Wife of man who died after being sent home from hospital three times challenges inquest verdict
THE partner of a man who died from a brain hemorrhage after he was sent home from hospital three times after complaining of headaches is seeking a High Court order quashing the result of his inquest.
The action has been brought by Gwen Bradley against Philip Comyn, who in his capacity as coroner for Cork City, held an inquest on April 11/12 last into the death of Evan Morrissey.
Mr Morrissey died, aged 28 years, on March 22, 2014 at Cork University Hospital (CUH), after being transferred there from South Tipperary General Hospital (STGH) some days earlier.
He had first presented at STGH on March 2, 2014, complaining of severe headaches, but was discharged the following morning.
He returned on two further occasions before being discharged shortly afterwards. He was re admitted on March 18 to STGH after becoming very ill before being moved to CUH, where he died.
The jury at the inquest returned a narrative verdict, which is a verdict in line with the medical evidence, that Mr Morrissey died from a hemorrhage from a re-bleed from a cerebral artery aneurysm.
Ms. Bradley and Mr. Morrissey of Rosegreen, Cashel, Co Tipperary, had five children together, the youngest born six months after his death.
She is unhappy over the manner in which the inquest was conducted, and claims he limited the scope of the inquiry into the circumstances surrounding Evan's death.
She says the inquest was not conducted in accordance with the law.
The coroner, she claims, prevented relevant evidence concerning the facts and omissions that led to Mr Morrissey's death being put before the jury.
Her barrister Patrick Tracey told the High Court said solicitor Cian O'Carroll represented Ms Bradley at the two day inquest.
Mr O'Carroll attempted to ask questions of the medical witnesses at the inquest, but was not allowed to do so by the coroner, counsel said.

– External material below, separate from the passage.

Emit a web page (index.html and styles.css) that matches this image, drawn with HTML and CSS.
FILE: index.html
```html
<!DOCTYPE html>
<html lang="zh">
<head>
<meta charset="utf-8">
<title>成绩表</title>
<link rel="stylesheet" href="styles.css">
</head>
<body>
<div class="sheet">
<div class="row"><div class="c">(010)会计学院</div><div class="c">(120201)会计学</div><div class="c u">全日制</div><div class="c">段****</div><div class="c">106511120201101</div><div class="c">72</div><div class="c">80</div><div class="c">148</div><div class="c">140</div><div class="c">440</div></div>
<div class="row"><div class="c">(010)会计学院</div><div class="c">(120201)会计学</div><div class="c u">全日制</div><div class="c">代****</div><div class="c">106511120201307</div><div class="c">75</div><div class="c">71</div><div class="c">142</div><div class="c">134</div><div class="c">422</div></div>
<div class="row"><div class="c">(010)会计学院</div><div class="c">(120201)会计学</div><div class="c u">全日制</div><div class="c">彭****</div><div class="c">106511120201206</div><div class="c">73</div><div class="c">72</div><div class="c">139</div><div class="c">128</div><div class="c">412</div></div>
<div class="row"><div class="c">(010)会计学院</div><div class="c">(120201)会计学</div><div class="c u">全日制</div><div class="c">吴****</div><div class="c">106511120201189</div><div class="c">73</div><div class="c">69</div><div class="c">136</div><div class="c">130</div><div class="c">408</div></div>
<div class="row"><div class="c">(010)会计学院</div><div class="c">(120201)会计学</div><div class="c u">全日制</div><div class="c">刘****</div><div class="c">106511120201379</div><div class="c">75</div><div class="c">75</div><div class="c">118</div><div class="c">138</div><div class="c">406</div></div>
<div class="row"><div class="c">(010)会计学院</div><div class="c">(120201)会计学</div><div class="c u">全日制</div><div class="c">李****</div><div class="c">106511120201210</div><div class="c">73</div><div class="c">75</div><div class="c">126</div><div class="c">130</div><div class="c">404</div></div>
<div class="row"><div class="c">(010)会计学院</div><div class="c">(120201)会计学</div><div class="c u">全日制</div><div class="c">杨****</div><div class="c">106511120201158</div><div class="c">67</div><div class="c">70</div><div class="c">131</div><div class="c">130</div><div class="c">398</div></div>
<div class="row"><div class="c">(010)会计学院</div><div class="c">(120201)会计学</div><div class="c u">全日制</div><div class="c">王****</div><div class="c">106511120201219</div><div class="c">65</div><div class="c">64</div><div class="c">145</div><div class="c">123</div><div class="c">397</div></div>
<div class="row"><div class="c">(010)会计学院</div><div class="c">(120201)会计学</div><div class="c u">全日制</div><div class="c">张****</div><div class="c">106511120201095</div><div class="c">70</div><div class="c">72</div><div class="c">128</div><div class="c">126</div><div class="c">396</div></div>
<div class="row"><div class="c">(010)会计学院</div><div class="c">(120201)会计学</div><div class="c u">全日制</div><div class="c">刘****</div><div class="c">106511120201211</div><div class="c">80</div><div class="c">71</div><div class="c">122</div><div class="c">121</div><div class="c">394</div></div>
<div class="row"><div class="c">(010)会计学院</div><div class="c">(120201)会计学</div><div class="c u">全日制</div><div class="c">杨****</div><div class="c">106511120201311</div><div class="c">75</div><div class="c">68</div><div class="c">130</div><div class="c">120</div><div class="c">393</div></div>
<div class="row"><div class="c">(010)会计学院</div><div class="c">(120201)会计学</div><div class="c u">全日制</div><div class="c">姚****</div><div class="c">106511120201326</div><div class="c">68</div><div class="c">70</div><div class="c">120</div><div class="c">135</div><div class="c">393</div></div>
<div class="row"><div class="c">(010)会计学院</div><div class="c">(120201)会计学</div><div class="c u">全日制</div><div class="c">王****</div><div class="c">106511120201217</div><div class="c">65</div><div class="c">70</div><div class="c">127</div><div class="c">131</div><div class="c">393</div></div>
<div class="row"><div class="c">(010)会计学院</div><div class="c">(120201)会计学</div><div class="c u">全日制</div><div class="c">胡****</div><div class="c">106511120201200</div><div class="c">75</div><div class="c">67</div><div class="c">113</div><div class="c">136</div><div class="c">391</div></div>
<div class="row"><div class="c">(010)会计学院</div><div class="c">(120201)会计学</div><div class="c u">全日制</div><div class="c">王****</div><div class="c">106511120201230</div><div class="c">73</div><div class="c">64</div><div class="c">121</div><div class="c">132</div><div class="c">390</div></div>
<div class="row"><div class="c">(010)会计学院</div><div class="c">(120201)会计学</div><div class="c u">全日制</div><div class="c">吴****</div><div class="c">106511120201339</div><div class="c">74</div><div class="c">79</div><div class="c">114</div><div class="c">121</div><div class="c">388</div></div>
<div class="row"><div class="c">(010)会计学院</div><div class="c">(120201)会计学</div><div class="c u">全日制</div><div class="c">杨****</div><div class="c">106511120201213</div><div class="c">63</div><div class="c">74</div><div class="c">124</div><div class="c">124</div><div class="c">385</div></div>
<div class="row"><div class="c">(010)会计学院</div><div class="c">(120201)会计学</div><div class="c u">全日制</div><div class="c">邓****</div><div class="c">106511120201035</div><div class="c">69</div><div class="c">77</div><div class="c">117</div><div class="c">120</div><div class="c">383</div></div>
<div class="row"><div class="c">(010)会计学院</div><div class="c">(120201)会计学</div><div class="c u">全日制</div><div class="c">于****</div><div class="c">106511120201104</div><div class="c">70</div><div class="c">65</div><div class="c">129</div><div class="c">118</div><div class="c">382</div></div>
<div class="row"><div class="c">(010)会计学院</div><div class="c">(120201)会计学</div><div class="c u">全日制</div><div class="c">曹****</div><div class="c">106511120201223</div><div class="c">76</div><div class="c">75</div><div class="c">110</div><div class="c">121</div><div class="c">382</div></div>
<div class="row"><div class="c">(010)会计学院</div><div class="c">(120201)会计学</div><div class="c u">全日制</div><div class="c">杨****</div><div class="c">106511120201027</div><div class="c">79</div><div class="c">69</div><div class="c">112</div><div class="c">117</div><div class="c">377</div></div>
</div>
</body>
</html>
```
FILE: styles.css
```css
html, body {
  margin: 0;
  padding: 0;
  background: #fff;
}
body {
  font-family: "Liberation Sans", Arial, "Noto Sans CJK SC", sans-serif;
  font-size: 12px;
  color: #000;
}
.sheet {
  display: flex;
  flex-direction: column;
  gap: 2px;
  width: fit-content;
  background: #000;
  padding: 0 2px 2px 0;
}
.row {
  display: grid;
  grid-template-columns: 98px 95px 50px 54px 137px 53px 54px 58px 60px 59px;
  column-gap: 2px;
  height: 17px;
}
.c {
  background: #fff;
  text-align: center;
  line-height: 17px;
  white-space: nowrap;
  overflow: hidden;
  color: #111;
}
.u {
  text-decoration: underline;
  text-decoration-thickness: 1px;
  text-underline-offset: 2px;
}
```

Counsel said the coroner repeatedly prevented Mr O'Carroll from asking questions that strayed beyond that particular person's interaction with Mr Morrissey when the deceased was under their care.
In particular, Mr O'Carroll sought to ask questions in relation to the procedures and protocols that were in place at STGH for dealing with patients with symptoms such as those exhibited by Mr Morrissey.
Counsel said because of the interventions by the coroner, Mr O'Carroll on instructions from Ms Bradley decided to withdraw from the inquest.
Permission to bring the action was granted, on an ex parte (one side only represented) basis, by Mr. Justice Seamus Noonan who said the matter could come back to court in October.